Fui até lá, com minha mulher. E encontramos a jovem já vestida com o “hábito” preto. Hoje, perto de 40 anos depois e com 58 anos de idade, a irmã RPSF é a madre superiora do convento.
Indaga-se: que sorte teria essa jovem se, naquela época em que foi absolvida pela mesma juíza que presidiu toda a instrução criminal do processo, existisse o tal “juiz de garantia”, que nada mais é do que o juiz que instrui o processo, que colhe depoimentos, que ouve o acusado, que ouve testemunhas e depois envia os autos do processo ou do inquérito policial, segundo consta (papelada, enfim) para um outro juiz, que examinará os textos, frios e sem vida, e sem ter mantido qualquer contato pessoal, direto ou indireto, com as pessoas envolvidas (principalmente com a parte acusada), e dará a sentença final?
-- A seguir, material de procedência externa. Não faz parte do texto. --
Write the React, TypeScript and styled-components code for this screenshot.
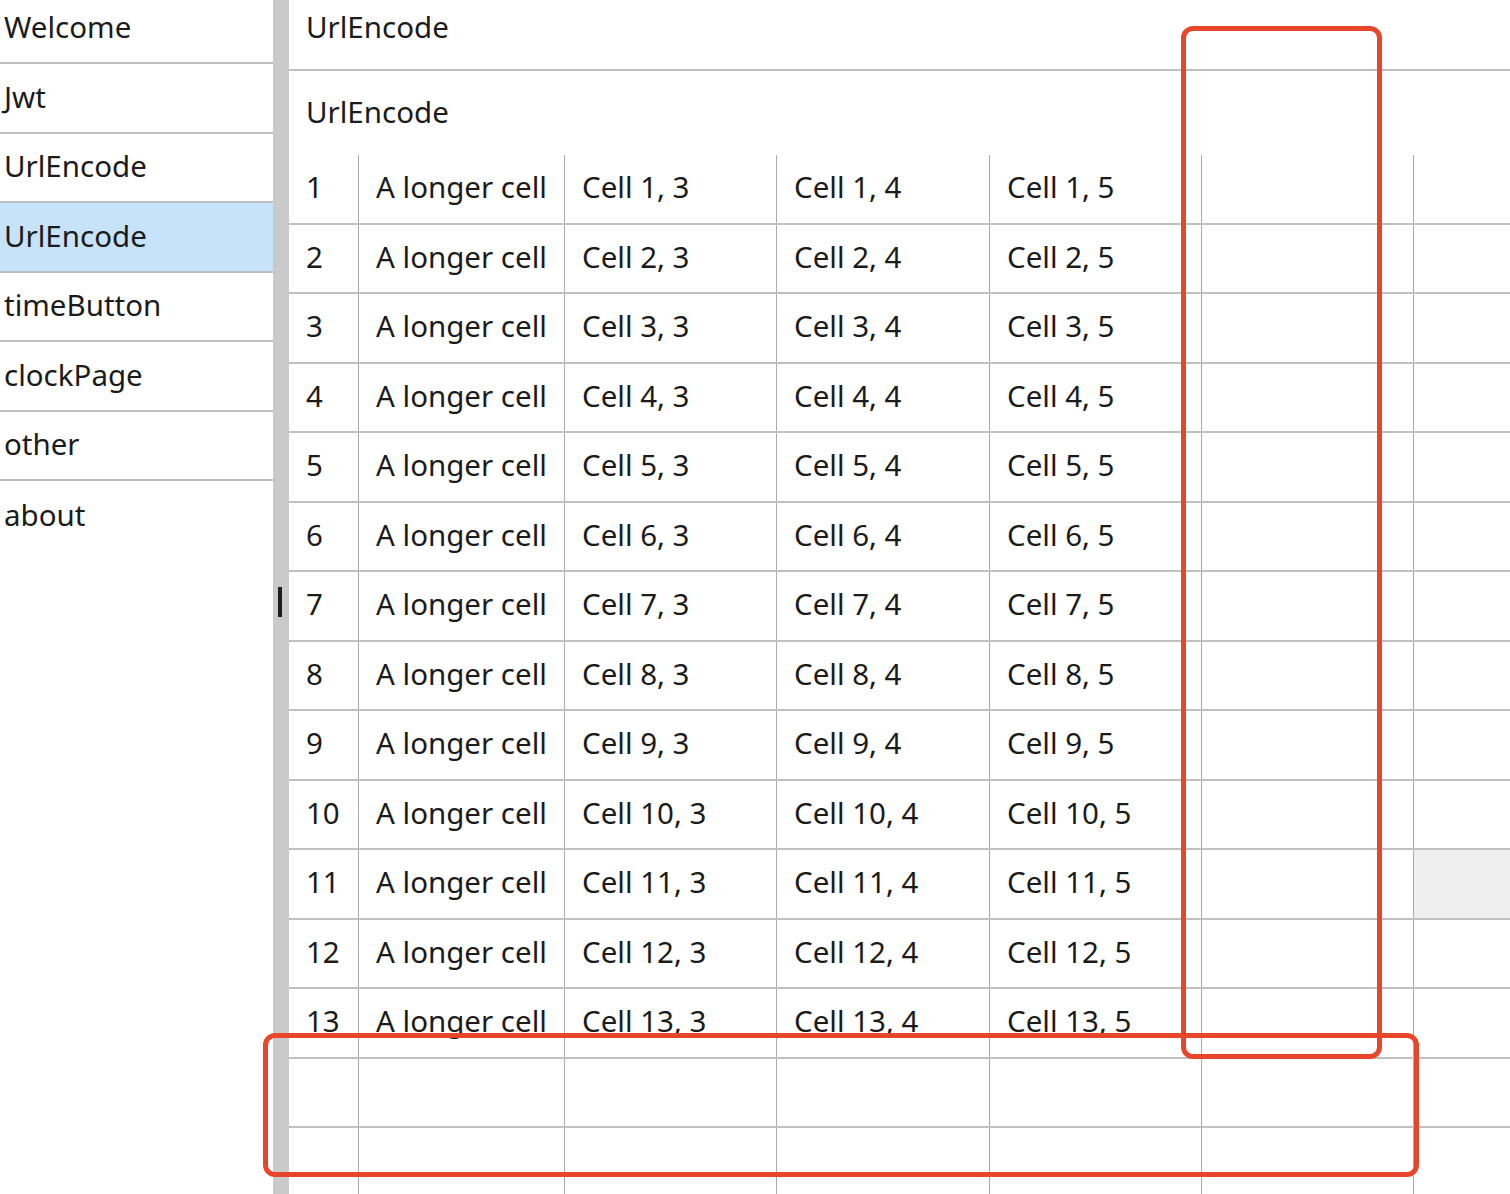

TERIA SIDO INOCENTADA? – Certamente a sorte da jovem teria sido outra. Nem se diga que a criação do “juiz de garantias” ficaria limitada apenas ao exercício de uma espécie de “presidência do inquérito policial”. Isto porque juiz não preside inquérito, e sim delegado de polícia.
Ou o magistrado é o juiz da causa ou não é. Se for, não pode repartir seu ofício com outro magistrado. Precisa ver, ouvir e sentir qual é a decisão mais acertada.